The Code of Theodosius n was intended to tidy up the contradictory rulings. But for the dishonest litigation it did not begin to find a remedy. An anxious awareness that there was corruption in the very centre of the legal scene was openly voiced at a curious ceremony in the Emperor's presence, when the Senators chanted a series of ritual incantations, one of which, repeated no less than twenty-five times in succession, took the form of an appeal 'that, to prevent the edicts being interpolated, all the Codes should be written in longhand'. Dishonest interpolations, that is to say, were not only feared, but fully expected.

The envoy Priscus of Panium (Barbaros) in Thrace, visiting Attila's court, tried to persuade the disaffected Greek merchant he met there, in an oration which even in his own account sounds wooden and unconvincing, that Roman justice was still a fine thing. The Greek replied that the system might be all right, but that the men in charge of it were appalling.

But much the most damning indictment of the lawyers comes from Ammianus. Not content, he says, with promoting utterly useless legislation, they employed their audacious, windy eloquence for criminal frauds, procrastinated by creating hopeless legal tangles, deliberately raised deadly hatreds between one member of a family and another, and 'laid siege to the doors of the widows and childless'. The coarse-mouthed offensiveness of their speeches, he added, was only equalled by their lamentable ignorance of the law.

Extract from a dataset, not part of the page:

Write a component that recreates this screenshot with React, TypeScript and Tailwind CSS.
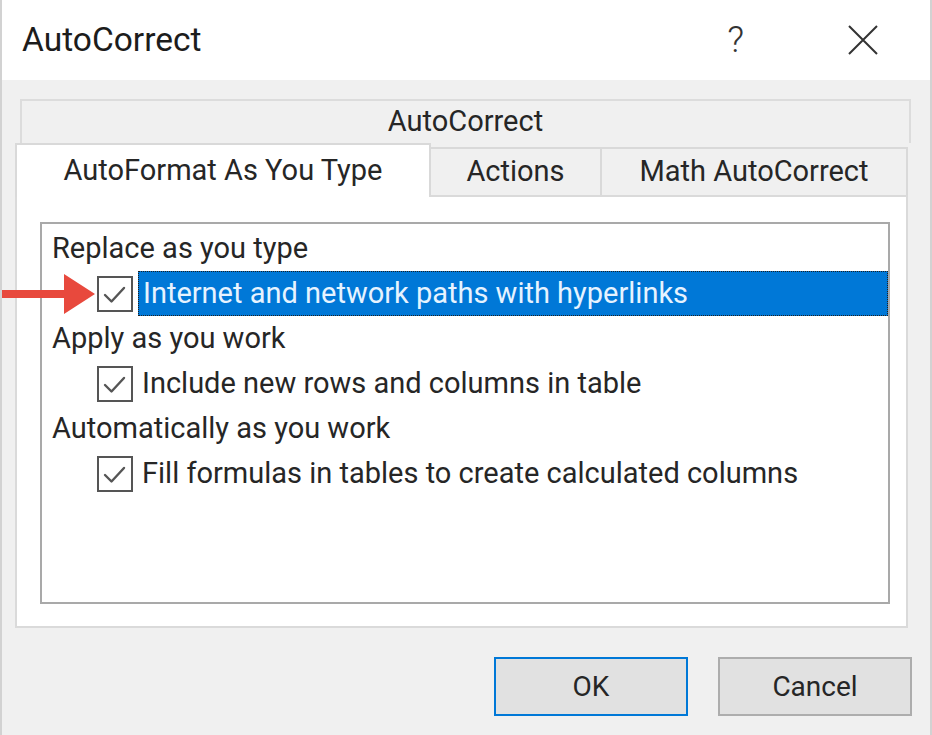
import React from 'react';

const font = { fontFamily: 'Roboto, "Noto Sans", sans-serif' };

const Check = () => (
  <div className="w-[36px] h-[36px] border-2 border-[#555] bg-white flex items-center justify-center shrink-0">
    <svg width="32" height="32" viewBox="0 0 32 32" fill="none">
      <path d="M6 17 L12.5 23.5 L25 10" stroke="#555" strokeWidth="2.4" strokeLinecap="round" strokeLinejoin="round" />
    </svg>
  </div>
);

const Header: React.FC<{ label: string }> = ({ label }) => (
  <div className="h-[45px] flex items-center pl-[10px] text-[29px] text-[#262626]">{label}</div>
);

const Item: React.FC<{ label: string; selected?: boolean }> = ({ label, selected }) => (
  <div className="h-[45px] flex items-center pl-[55px]">
    <Check />
    <div
      className={`ml-[5px] h-[45px] flex items-center px-[4px] text-[29px] ${
        selected
          ? 'flex-1 bg-[#0078d7] text-[#e6f3ff] border border-dotted border-[#202020]'
          : 'text-[#262626]'
      }`}
    >
      {label}
    </div>
  </div>
);

export default function App() {
  return (
    <div className="relative w-[932px] h-[735px] bg-[#f0f0f0] border-l-2 border-r-2 border-[#d2d2d2] overflow-hidden" style={font}>
      {/* title bar */}
      <div className="h-[80px] bg-white flex items-center pl-[20px] pr-[52px]">
        <div className="text-[33.5px] text-[#1c1c1c] flex-1">AutoCorrect</div>
        <div className="text-[37px] text-[#333] font-light mr-[104px]">?</div>
        <svg width="30" height="30" viewBox="0 0 30 30">
          <path d="M1 1 L29 29 M29 1 L1 29" stroke="#333" strokeWidth="2" />
        </svg>
      </div>

      {/* tabs */}
      <div className="pt-[19px] pl-[13px]">
        <div className="ml-[5px] w-[891px] h-[44px] border-t-2 border-l-2 border-r-2 border-[#dcdcdc] flex items-center justify-center text-[29px] text-[#262626]">
          AutoCorrect
        </div>
        <div className="flex items-end h-[52px]">
          <div className="relative z-10 w-[416px] h-[54px] -mb-[2px] bg-white border-t-2 border-l-2 border-r-2 border-[#d9d9d9] flex items-start pt-[4px] justify-center text-[29px] text-[#262626]">
            AutoFormat As You Type
          </div>
          <div className="w-[171px] h-[48px] border-t-2 border-r-2 border-[#d9d9d9] bg-[#f0f0f0] flex items-center justify-center text-[29px] text-[#262626]">
            Actions
          </div>
          <div className="w-[306px] h-[48px] border-t-2 border-r-2 border-[#d9d9d9] bg-[#f0f0f0] flex items-center justify-center text-[29px] text-[#262626]">
            Math AutoCorrect
          </div>
        </div>

        {/* panel */}
        <div className="w-[893px] h-[433px] bg-white border-2 border-[#dadada] pt-[25px] pl-[23px] pr-[16px] pb-[22px]">
          <div className="h-full border-2 border-[#a9a9a9] bg-white pt-[2px]">
            <Header label="Replace as you type" />
            <Item label="Internet and network paths with hyperlinks" selected />
            <Header label="Apply as you work" />
            <Item label="Include new rows and columns in table" />
            <Header label="Automatically as you work" />
            <Item label="Fill formulas in tables to create calculated columns" />
          </div>
        </div>
      </div>

      {/* buttons */}
      <div className="flex justify-end gap-[30px] pr-[18px] pt-[29px]">
        <button className="w-[194px] h-[59px] bg-[#e1e1e1] border-2 border-[#0078d7] text-[28px] text-[#262626]">OK</button>
        <button className="w-[194px] h-[59px] bg-[#e1e1e1] border-2 border-[#adadad] text-[28px] text-[#262626]">Cancel</button>
      </div>

      {/* red annotation arrow */}
      <svg className="absolute left-0 top-[272px]" width="96" height="44" viewBox="0 0 96 44">
        <path d="M0 18 L62 18 L62 2 L93 22 L62 42 L62 26 L0 26 Z" fill="#e8493d" />
      </svg>
    </div>
  );
}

Perhaps Ammianus was indulging in some rhetorical overstatement, in the spirit of the satirists of old. But he is a responsible historian, and much of what he says must have been true. Indeed, the Imperial edicts themselves stress the existence of precisely such abuses. The lawyers, almost as much as the civil servants, caused Rome's administration to grind gradually to its paralysed halt. Between them, the jurists and bureaucrats bequeathed to the barbarians an Empire which, in the words of the German philosopher Johann von Herder, was 'already dead, an exhausted body, a corpse stretched out in its own blood'.